*Objective:*
Exclude pictures. Extract exactly the lines from the one that contains "Emit a component" down to the one that contains "import React from", both included.

*Material supplied:*

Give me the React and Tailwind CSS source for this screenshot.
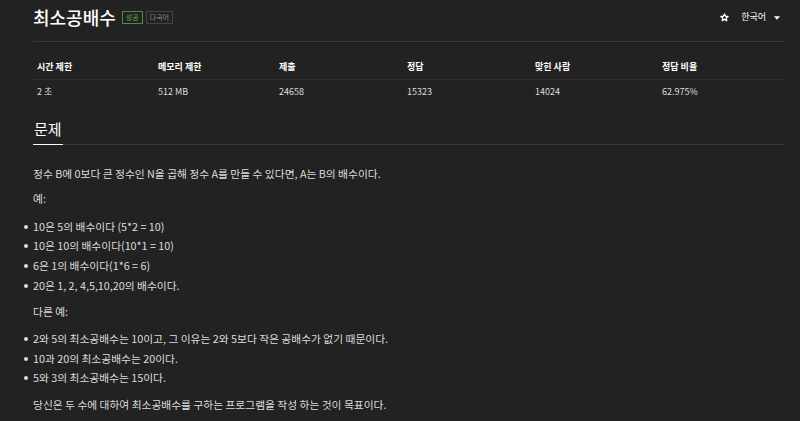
const font = { fontFamily: '"Noto Sans CJK KR", "Noto Sans", sans-serif' }

const stats = [
  ['시간 제한', '2 초'],
  ['메모리 제한', '512 MB'],
  ['제출', '24658'],
  ['정답', '15323'],
  ['맞힌 사람', '14024'],
  ['정답 비율', '62.975%'],
]

const examples = [
  '10은 5의 배수이다 (5*2 = 10)',
  '10은 10의 배수이다(10*1 = 10)',
  '6은 1의 배수이다(1*6 = 6)',
  '20은 1, 2, 4,5,10,20의 배수이다.',
]

const others = [
  '2와 5의 최소공배수는 10이고, 그 이유는 2와 5보다 작은 공배수가 없기 때문이다.',
  '10과 20의 최소공배수는 20이다.',
  '5와 3의 최소공배수는 15이다.',
]

function BulletList({ items }) {
  return (
    <ul className="flex flex-col">
      {items.map((item) => (
        <li key={item} className="flex items-center h-[19.6px]">
          <span className="w-[4px] h-[4px] rounded-full bg-[#dddddd] ml-[-9px] mr-[5px]" />
          {item}
        </li>
      ))}
    </ul>
  )
}

export default function App() {
  return (
    <div className="w-[800px] h-[421px] overflow-hidden bg-[#222222] text-[#dddddd]" style={font}>
      <div className="mx-[33px] w-[752px]">
        {/* 제목 */}
        <div className="flex items-center justify-between h-[42px] border-b border-[#3a3a3a] pb-[7px]">
          <div className="flex items-center gap-[6px]">
            <h1 className="text-[18px] leading-none text-white font-medium">최소공배수</h1>
            <span className="flex items-center h-[13px] px-[3px] border border-[#4c8c3c] text-[#5fae4f] text-[7px] leading-none mt-[1px]">성공</span>
            <span className="flex items-center h-[13px] px-[3px] border border-[#444444] text-[#888888] text-[7px] leading-none mt-[1px] ml-[-3px]">다국어</span>
          </div>
          <div className="flex items-center text-white text-[9px] mr-[5px]">
            <svg viewBox="0 0 24 24" className="w-[9px] h-[9px] mr-[12px]" fill="none" stroke="white" strokeWidth="3.5" strokeLinejoin="round">
              <path d="M12 2.5l2.8 6.3 6.8.6-5.2 4.5 1.6 6.7-6-3.6-6 3.6 1.6-6.7-5.2-4.5 6.8-.6z" />
            </svg>
            <span>한국어</span>
            <svg viewBox="0 0 10 6" className="w-[6px] h-[4px] ml-[8px] mt-[1px]" fill="white">
              <path d="M0 0h10L5 6z" />
            </svg>
          </div>
        </div>

        {/* 통계 */}
        <div className="grid grid-cols-[121px_121px_128px_128px_127px_127px] text-[9px] mt-[13px]">
          {stats.map(([k]) => (
            <div key={k} className="h-[25px] flex items-center pl-[4px] font-bold text-white border-b border-[#2e2e2e]">{k}</div>
          ))}
          {stats.map(([k, v]) => (
            <div key={k + v} className="h-[23px] flex items-center pl-[4px] pt-[1px] text-[#dddddd]">{v}</div>
          ))}
        </div>

        {/* 문제 */}
        <div className="mt-[18px] flex border-b border-[#3a3a3a]">
          <h2 className="text-[15px] leading-none text-white pb-[8px] border-b border-white mb-[-1px] px-[1px]">문제</h2>
        </div>

        <div className="text-[10.75px] mt-[20px]">
          <p className="h-[19px] flex items-center">정수 B에 0보다 큰 정수인 N을 곱해 정수 A를 만들 수 있다면, A는 B의 배수이다.</p>
          <p className="h-[19px] flex items-center mt-[6px]">예:</p>
          <div className="mt-[8px]">
            <BulletList items={examples} />
          </div>
          <p className="h-[19px] flex items-center mt-[7px]">다른 예:</p>
          <div className="mt-[8px]">
            <BulletList items={others} />
          </div>
          <p className="h-[19px] flex items-center mt-[7px]">당신은 두 수에 대하여 최소공배수를 구하는 프로그램을 작성 하는 것이 목표이다.</p>
        </div>
      </div>
    </div>
  )
}
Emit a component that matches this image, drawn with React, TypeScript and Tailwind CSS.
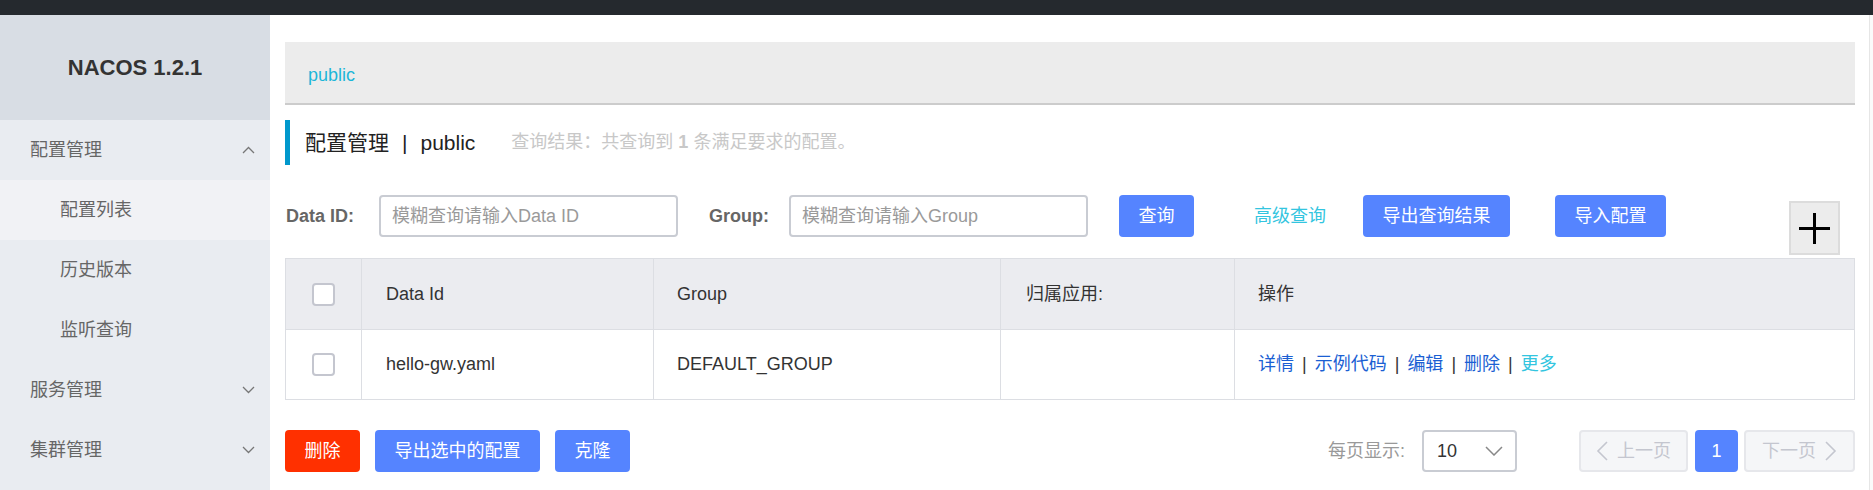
import React from "react";

function Chevron({ up }: { up?: boolean }) {
  return (
    <svg width="13" height="8" viewBox="0 0 13 8" className="text-[#777]">
      {up ? (
        <polyline points="1,7 6.5,1.5 12,7" fill="none" stroke="currentColor" strokeWidth="1.3" />
      ) : (
        <polyline points="1,1 6.5,6.5 12,1" fill="none" stroke="currentColor" strokeWidth="1.3" />
      )}
    </svg>
  );
}

function MenuHead({ label, open }: { label: string; open?: boolean }) {
  return (
    <div className="h-[60px] flex items-center pl-[30px] pr-[15px] text-[18px] text-[#666]">
      <span className="flex-1">{label}</span>
      <Chevron up={open} />
    </div>
  );
}

function SubItem({ label, active }: { label: string; active?: boolean }) {
  return (
    <div
      className={
        "h-[60px] flex items-center pl-[60px] text-[18px] text-[#666] " +
        (active ? "bg-[#f1f2f5]" : "")
      }
    >
      {label}
    </div>
  );
}

function Checkbox() {
  return <div className="w-[23px] h-[23px] rounded-[4px] border-2 border-[#c4c6cf] bg-white" />;
}

function BlueBtn({ label, w, cls }: { label: string; w: string; cls?: string }) {
  return (
    <div
      className={
        "h-[42px] rounded-[4px] bg-[#5584ff] text-white text-[18px] flex items-center justify-center " +
        w +
        " " +
        (cls || "")
      }
    >
      {label}
    </div>
  );
}

export default function App() {
  const cols = "grid grid-cols-[75px_292px_347px_234px_1fr]";
  return (
    <div className="w-[1873px] h-[490px] overflow-hidden flex flex-col bg-white font-['Liberation_Sans','Noto_Sans_CJK_SC',sans-serif]">
      <div className="h-[15px] bg-[#25292e] shrink-0" />
      <div className="flex flex-1 min-h-0">
        <aside className="w-[270px] shrink-0 bg-[#e9ecf1] flex flex-col">
          <div className="h-[105px] bg-[#d8dde4] flex items-center justify-center text-[22px] font-bold text-[#333]">
            NACOS 1.2.1
          </div>
          <MenuHead label="配置管理" open />
          <SubItem label="配置列表" active />
          <SubItem label="历史版本" />
          <SubItem label="监听查询" />
          <MenuHead label="服务管理" />
          <MenuHead label="集群管理" />
        </aside>

        <main className="flex-1 min-w-0 pl-[15px] pr-[14px] pt-[27px] flex flex-col">
          {/* breadcrumb */}
          <div className="h-[63px] bg-[#ececec] border-b-2 border-[#cccccc] pl-[23px] pt-[6px] flex items-center text-[18px] text-[#1cb6d8]">
            public
          </div>

          {/* title */}
          <div className="mt-[15px] h-[45px] border-l-[5px] border-[#0098cc] pl-[15px] flex items-center">
            <span className="text-[21px] text-[#222]">配置管理</span>
            <span className="text-[21px] text-[#222] mx-[13px]">|</span>
            <span className="text-[21px] text-[#222]">public</span>
            <span className="ml-[36px] text-[18px] text-[#c8c8c8]">
              查询结果：共查询到 <b className="font-bold">1</b> 条满足要求的配置。
            </span>
          </div>

          {/* search row */}
          <div className="mt-[30px] h-[60px] flex items-start">
            <div className="w-[94px] h-[42px] flex items-center pl-[1px] text-[18px] font-bold text-[#666]">
              Data ID:
            </div>
            <div className="w-[299px] h-[42px] rounded-[4px] border-2 border-[#c9ccd3] px-[11px] flex items-center text-[18px] text-[#9a9a9a]">
              模糊查询请输入Data ID
            </div>
            <div className="ml-[31px] w-[80px] h-[42px] flex items-center text-[18px] font-bold text-[#666]">
              Group:
            </div>
            <div className="w-[299px] h-[42px] rounded-[4px] border-2 border-[#c9ccd3] px-[11px] flex items-center text-[18px] text-[#9a9a9a]">
              模糊查询请输入Group
            </div>
            <BlueBtn label="查询" w="w-[75px]" cls="ml-[31px]" />
            <div className="ml-[60px] h-[42px] flex items-center text-[18px] text-[#33c5e0]">高级查询</div>
            <BlueBtn label="导出查询结果" w="w-[147px]" cls="ml-[37px]" />
            <BlueBtn label="导入配置" w="w-[111px]" cls="ml-[45px]" />
            <div className="ml-auto mr-[15px] mt-[6px] w-[51px] h-[54px] border-2 border-[#dcdcdc] bg-[#ececec] flex items-center justify-center">
              <svg width="31" height="31" viewBox="0 0 31 31">
                <line x1="0" y1="15.5" x2="31" y2="15.5" stroke="#000" strokeWidth="3" />
                <line x1="15.5" y1="0" x2="15.5" y2="31" stroke="#000" strokeWidth="3" />
              </svg>
            </div>
          </div>

          {/* table */}
          <div className="mt-[3px] border border-[#dcdee3] text-[18px] text-[#333]">
            <div className={cols + " h-[70px] bg-[#ebecf0]"}>
              <div className="flex items-center justify-center">
                <Checkbox />
              </div>
              <div className="border-l border-[#dcdee3] pl-[24px] flex items-center">Data Id</div>
              <div className="border-l border-[#dcdee3] pl-[23px] flex items-center">Group</div>
              <div className="border-l border-[#dcdee3] pl-[25px] flex items-center">归属应用:</div>
              <div className="border-l border-[#dcdee3] pl-[23px] flex items-center">操作</div>
            </div>
            <div className={cols + " h-[70px] border-t border-[#dcdee3] bg-white"}>
              <div className="flex items-center justify-center">
                <Checkbox />
              </div>
              <div className="border-l border-[#dcdee3] pl-[24px] flex items-center">hello-gw.yaml</div>
              <div className="border-l border-[#dcdee3] pl-[23px] flex items-center">DEFAULT_GROUP</div>
              <div className="border-l border-[#dcdee3] pl-[25px] flex items-center" />
              <div className="border-l border-[#dcdee3] pl-[23px] flex items-center">
                <span className="text-[#1b5fd3]">详情</span>
                <span className="mx-[8px] text-[#333]">|</span>
                <span className="text-[#1b5fd3]">示例代码</span>
                <span className="mx-[8px] text-[#333]">|</span>
                <span className="text-[#1b5fd3]">编辑</span>
                <span className="mx-[8px] text-[#333]">|</span>
                <span className="text-[#1b5fd3]">删除</span>
                <span className="mx-[8px] text-[#333]">|</span>
                <span className="text-[#33c5e0]">更多</span>
              </div>
            </div>
          </div>

          {/* bottom row */}
          <div className="mt-[30px] h-[42px] flex items-center">
            <div className="w-[75px] h-[42px] rounded-[4px] bg-[#ff3000] text-white text-[18px] flex items-center justify-center">
              删除
            </div>
            <BlueBtn label="导出选中的配置" w="w-[165px]" cls="ml-[15px]" />
            <BlueBtn label="克隆" w="w-[75px]" cls="ml-[15px]" />

            <div className="ml-auto text-[18px] text-[#999]">每页显示:</div>
            <div className="ml-[17px] w-[95px] h-[42px] rounded-[4px] border-2 border-[#c9ccd3] pl-[13px] pr-[12px] flex items-center justify-between text-[18px] text-[#333]">
              <span>10</span>
              <svg width="18" height="10" viewBox="0 0 18 10">
                <polyline points="1,1 9,9 17,1" fill="none" stroke="#888" strokeWidth="1.5" />
              </svg>
            </div>
            <div className="ml-[62px] w-[109px] h-[42px] rounded-[4px] border-2 border-[#e6e7eb] bg-[#f5f6f8] flex items-center justify-center text-[18px] text-[#c4c6cf]">
              <svg width="12" height="20" viewBox="0 0 12 20" className="mr-[9px]">
                <polyline points="11,1 2,10 11,19" fill="none" stroke="#c4c6cf" strokeWidth="1.6" />
              </svg>
              上一页
            </div>
            <div className="ml-[7px] w-[43px] h-[42px] rounded-[4px] bg-[#5584ff] text-white text-[18px] flex items-center justify-center">
              1
            </div>
            <div className="ml-[6px] w-[111px] h-[42px] rounded-[4px] border-2 border-[#e6e7eb] bg-[#f5f6f8] flex items-center justify-center text-[18px] text-[#c4c6cf]">
              下一页
              <svg width="12" height="20" viewBox="0 0 12 20" className="ml-[9px]">
                <polyline points="1,1 10,10 1,19" fill="none" stroke="#c4c6cf" strokeWidth="1.6" />
              </svg>
            </div>
          </div>
        </main>
        <div className="w-[4px] shrink-0 border-l border-[#e6e6e6] bg-[#fafafa]" />
      </div>
    </div>
  );
}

*Task result:*
Emit a component that matches this image, drawn with React, TypeScript and Tailwind CSS.
import React from "react";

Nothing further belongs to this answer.